Conference at Deerfield, Mass., 1735
In August of 1735, Massachusetts Governor Jonathan Belcher held a conference at Deerfield with Mohican, Wôbanaki and Kanienkehaka peoples to discuss diplomatic relations in Massachusetts. The group included 60 “Schaghticoke Indians” (who were actually Agawam, Nonotuck, Pocumtuck, Sokoki and Woronoco from the Connecticut River valley), 40 Housatonic (Mohican), 25 St. Francis Abenaki (including Missisquoi, Pennacook and Pequawket), and 8 Kanienkehaka (Mohawk) from Kahnawake. Belcher agreed to establish a mission village at Stockbridge for the Housatonic and set up a truck house at Fort Dummer for the Wôbanaki. In the months leading up to the conference, a number of Sokoki were convinced to sell land in northern Massachusetts and move to Odanak.

Confirmation
A ceremony in which a bishop anoints the forehead of a person with holy oil, signifying a new outpouring of the Holy Spirit which enables a baptized individual to grow to spiritual adulthood.

Connecticut Valley Indians
The phrase Connecticut River Valley Indians refers to the Algonkian Indian peoples living in the middle Connecticut River valley of present-day Massachusetts. The names of these groups are often associated with particular English towns, including Agawam (Holyoke and Springfield), Nonotuck or Norwottuck (Amherst, Hadley, and Hatfield), Pocumtuck (Deerfield and Greenfield), and Woronoco (Westfield).

Cooperage
Cooperage is the craft of making or repairing barrels and tubs.

Corn
Corn (Zea mays) or maize is an indigenous food that originated in Central America. Corn was carefully cross-bred to create larger kernels, and was then traded across the North American continent until it reached the northeast about 1200 years ago.

Cotton Mather
Cotton Mather (1663-1728) was the son of Increase Mather and an eminent Puritan minister and prolific writer, author of "Magnalia Christi Americana" and "Wonders of the Invisible World," about the witchcraft in Salem. Co-minister with and successor to his father as minister of the Second Church of Boston.
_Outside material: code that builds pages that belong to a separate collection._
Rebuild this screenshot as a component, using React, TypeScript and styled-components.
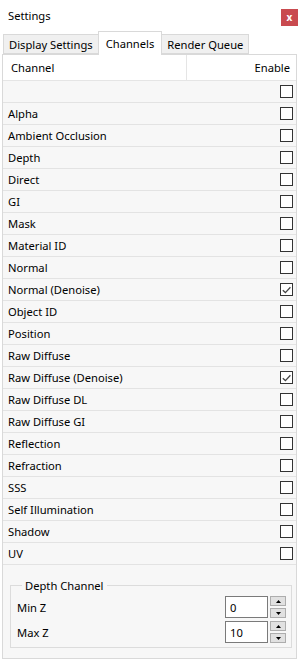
import React, { useState } from 'react'
import styled, { createGlobalStyle } from 'styled-components'

const GlobalStyle = createGlobalStyle`
  html, body {
    margin: 0;
    padding: 0;
    background: #ffffff;
  }
  body {
    font-family: 'Noto Sans', 'Open Sans', sans-serif;
    font-size: 11.2px;
    color: #000;
  }
`

const Window = styled.div`
  width: 301px;
  height: 662px;
  display: flex;
  flex-direction: column;
  background: #ffffff;
  box-sizing: border-box;
`

const TitleBar = styled.div`
  height: 31px;
  display: flex;
  align-items: center;
  justify-content: space-between;
  padding: 0 3px 0 8px;
  box-sizing: border-box;
`

const CloseButton = styled.div`
  width: 17px;
  height: 17px;
  margin-top: 3px;
  background: #c94a4f;
  color: #fff;
  font-size: 10px;
  font-weight: 700;
  display: flex;
  align-items: center;
  justify-content: center;
  line-height: 1;
`

const TabStrip = styled.div`
  height: 23px;
  display: flex;
  align-items: flex-end;
  padding-left: 3px;
  position: relative;
  z-index: 1;
`

const Tab = styled.div<{ $active?: boolean }>`
  box-sizing: border-box;
  height: ${({ $active }) => ($active ? '24px' : '20px')};
  margin-bottom: ${({ $active }) => ($active ? '-1px' : '0')};
  padding: ${({ $active }) => ($active ? '0 7px 1px' : '0 5px')};
  margin-left: ${({ $active }) => ($active ? '-1px' : '0')};
  margin-right: ${({ $active }) => ($active ? '-1px' : '0')};
  position: relative;
  z-index: ${({ $active }) => ($active ? 2 : 1)};
  background: ${({ $active }) => ($active ? '#ffffff' : '#f0f0f0')};
  border: 1px solid #d9d9d9;
  border-bottom: ${({ $active }) => ($active ? 'none' : '1px solid #d9d9d9')};
  display: flex;
  align-items: center;
  white-space: nowrap;
`

const Page = styled.div`
  flex: 1;
  display: flex;
  flex-direction: column;
  margin: 0 4px 3px 2px;
  border: 1px solid #d9d9d9;
  background: #f7f7f7;
`

const HeaderRow = styled.div`
  height: 25px;
  display: flex;
  background: #ffffff;
  border-bottom: 1px solid #e5e5e5;
`

const HeaderCell = styled.div<{ $right?: boolean }>`
  display: flex;
  align-items: center;
  box-sizing: border-box;
  ${({ $right }) =>
    $right
      ? `flex: 1; justify-content: flex-end; padding-right: 6px; border-left: 1px solid #e5e5e5;`
      : `width: 183px; padding-left: 8px;`}
`

const Row = styled.div`
  height: 22px;
  display: flex;
  align-items: center;
  justify-content: space-between;
  padding: 0 3px 1px 5px;
  border-bottom: 1px solid #e3e3e3;
  box-sizing: border-box;
`

const Check = styled.div`
  width: 13px;
  height: 13px;
  margin-top: 1px;
  box-sizing: border-box;
  border: 1px solid #333333;
  background: #ffffff;
  display: flex;
  align-items: center;
  justify-content: center;
`

const GroupBox = styled.fieldset`
  margin: 13px 4px 7px 7px;
  padding: 3px 5px 4px 6px;
  border: 1px solid #dcdcdc;
  display: flex;
  flex-direction: column;
  gap: 3px;
  min-width: 0;
`

const Legend = styled.legend`
  padding: 0 3px;
  margin-left: 5px;
`

const FieldRow = styled.div`
  height: 22px;
  display: flex;
  align-items: center;
`

const FieldLabel = styled.div`
  flex: 1;
`

const NumberBox = styled.div`
  width: 43px;
  height: 22px;
  box-sizing: border-box;
  border: 1px solid #7a7a7a;
  background: #fff;
  display: flex;
  align-items: center;
  padding-left: 4px;
`

const Spinner = styled.div`
  width: 16px;
  height: 22px;
  margin-left: 2px;
  display: flex;
  flex-direction: column;
  justify-content: space-between;
`

const SpinButton = styled.div`
  height: 10px;
  box-sizing: border-box;
  border: 1px solid #adadad;
  background: #e1e1e1;
  display: flex;
  align-items: center;
  justify-content: center;
`

const channels: [string, boolean][] = [
  ['', false],
  ['Alpha', false],
  ['Ambient Occlusion', false],
  ['Depth', false],
  ['Direct', false],
  ['GI', false],
  ['Mask', false],
  ['Material ID', false],
  ['Normal', false],
  ['Normal (Denoise)', true],
  ['Object ID', false],
  ['Position', false],
  ['Raw Diffuse', false],
  ['Raw Diffuse (Denoise)', true],
  ['Raw Diffuse DL', false],
  ['Raw Diffuse GI', false],
  ['Reflection', false],
  ['Refraction', false],
  ['SSS', false],
  ['Self Illumination', false],
  ['Shadow', false],
  ['UV', false],
]

const Tick = () => (
  <svg width="9" height="8" viewBox="0 0 9 8">
    <path d="M0.8 4.2 L3.4 6.6 L8.4 1.2" fill="none" stroke="#444" strokeWidth="1.3" />
  </svg>
)

const Arrow: React.FC<{ up?: boolean }> = ({ up }) => (
  <svg width="5" height="3" viewBox="0 0 5 3">
    <path d={up ? 'M0 3 L2.5 0 L5 3 Z' : 'M0 0 L2.5 3 L5 0 Z'} fill="#000" />
  </svg>
)

const Spin = () => (
  <Spinner>
    <SpinButton>
      <Arrow up />
    </SpinButton>
    <SpinButton>
      <Arrow />
    </SpinButton>
  </Spinner>
)

const App: React.FC = () => {
  const [enabled, setEnabled] = useState(channels.map((c) => c[1]))

  return (
    <Window>
      <GlobalStyle />
      <TitleBar>
        <span>Settings</span>
        <CloseButton>x</CloseButton>
      </TitleBar>
      <TabStrip>
        <Tab>Display Settings</Tab>
        <Tab $active>Channels</Tab>
        <Tab>Render Queue</Tab>
      </TabStrip>
      <Page>
        <HeaderRow>
          <HeaderCell>Channel</HeaderCell>
          <HeaderCell $right>Enable</HeaderCell>
        </HeaderRow>
        {channels.map(([name], i) => (
          <Row key={i}>
            <span>{name}</span>
            <Check
              onClick={() => setEnabled(enabled.map((v, j) => (j === i ? !v : v)))}
            >
              {enabled[i] && <Tick />}
            </Check>
          </Row>
        ))}
        <GroupBox>
          <Legend>Depth Channel</Legend>
          <FieldRow>
            <FieldLabel>Min Z</FieldLabel>
            <NumberBox>0</NumberBox>
            <Spin />
          </FieldRow>
          <FieldRow>
            <FieldLabel>Max Z</FieldLabel>
            <NumberBox>10</NumberBox>
            <Spin />
          </FieldRow>
        </GroupBox>
      </Page>
    </Window>
  )
}

export default App
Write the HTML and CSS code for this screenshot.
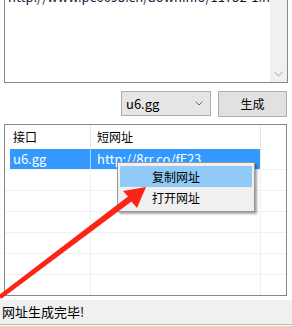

He was the first cousin of Eunice Mather Williams.

Counter Reformation
The name given to the Catholic Church’s doctrinal, spiritual and political responses to the challenges of the Protestant Reformation of the early 1500s during the period from about 1550 to 1700.

Coureur de bois
Coureurs de bois, literally "runners in the woods," were unlicensed fur traders in New France. After the fur market became glutted in the 1690s, French traders were prohibited from traveling and trading in the northwestern Great Lakes area. Coureurs de bois defied this prohibition, and were also involved in illegal fur trade with the English at Albany and the Kanienkehaka.

Covenant Chain
A set of English-Native alliances, primarily between the English colonial government of New York and the Iroquois Confederacy.

Cow-commons
A unit of land based on the division into shares of land held in common by the inhabitants of Dedham, Massachusetts. Dedham proprietors were granted the land at Pocumtuck that became Deerfield, so Deerfield land was also divided into cow-commons. The shares were based "partly on the tax list and partly on the number of cattle running on the commons," according to Deerfield historian George Sheldon, who also says that "Fractions were reckoned by 'sheep and goat commons,' five of which equalled one 'cow common.'"

Cowass
Cowass, meaning "pine tree place," refers to the Wôbanaki community centered at the bend in the Connecticut River near present-day Newbury, Vermont. See Also: Maps > The Northeast

Cowasuck
The Cowasuck are the Native peoples of Cowass, the place of the “pine tree.” The center of their traditional homeland is at present-day Newbury, Vermont, near a bend in the upper Quinneticook (Connecticut River). Culturally and linguistically, they are eastern Algonkian Indians, and are considered part of the Western Abenaki. They were closely allied with the Pennacook and Sokoki, and provided refuge for Connecticut River Valley Indians such as the Pocumtuck. After the 1704 raid on Deerfield, Wattanummon took his captive Stephen Williams to winter camp at Cowass.

Creole
Creole is the name given to the first generation of people of entirely or partly African descent born in the Atlantic colonies.

Current Era
The terms C.E. (“Current Era”) and B.C.E. (“Before Current Era”) are non-denominational dating systems for historical events. The dominant Euro-American system – A.D. (“Anno Domini”- in the year of our Lord), and B.C. (“Before Christ”) – is based on the Christian faith.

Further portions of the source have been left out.